Exemple concret : Pour la création de l’AOC « Sancerre », les premières démarches remontent à 1931 et s'appuyaient sur des travaux ampélographiques, des archives notariales et des analyses pédologiques détaillées.
Étape 2 : Rédiger un cahier des charges précis
La rédaction du cahier des charges constitue l’un des fondements du dossier AOC. Ce document technique synthétise l’ensemble des conditions de production permettant d’atteindre la typicité revendiquée. Sa validation est supervisée par l’Institut national de l’origine et de la qualité (INAO).
- Définition des cépages autorisés (et interdits), des densités de plantation, des techniques culturales spécifiques (taille, palissage, traitements…)
- Contraintes de rendement : seuils maximums très stricts pour garantir concentration et qualité. Exemple : pour l’AOC Chablis, le rendement maximal est de 60 hl/ha (réf. INAO)
- Pratiques œnologiques autorisées et limitations d’ajouts de produits (sulfites, sucre…)
- Modalités de contrôle et d’analyses (analyses chimiques, dégustations…)
Anecdote : Le cahier des charges des Crus du Beaujolais impose que la « vendange soit faite manuellement ». Cette contrainte, devenue un marqueur de savoir-faire, explique en partie la singularité aromatique des vins de Morgon ou de Moulin-à-Vent.
Étape 3 : Déposer une demande officielle auprès de l’INAO
Une fois le cahier des charges rédigé et le lien au terroir documenté, le syndicat de producteurs dépose formellement sa demande d’AOC auprès de l’INAO. Cet organisme, rattaché au Ministère de l’Agriculture, pilote toute la procédure d’instruction.
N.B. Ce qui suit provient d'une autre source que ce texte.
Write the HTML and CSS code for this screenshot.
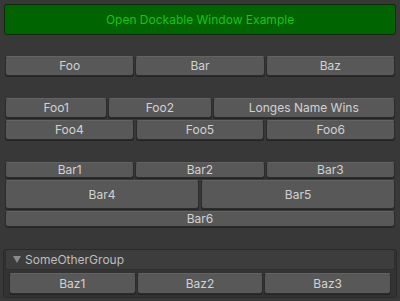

- Examen du dossier par une commission d’experts composée d’ampélographes, d’œnologues, d’agronomes, d’historiens et de juristes.
- Vérifications sur la cohérence du périmètre, du renom et de la typicité.
- Consultations publiques et auditions locales : riverains, collectivités, associations environnementales sont associés à la réflexion (transparence et prévention des conflits fonciers).
- Possibilité de pré-agrément pour tests : sur 3 ans souvent, les vins produits selon le cahier des charges sont évalués à l’aveugle.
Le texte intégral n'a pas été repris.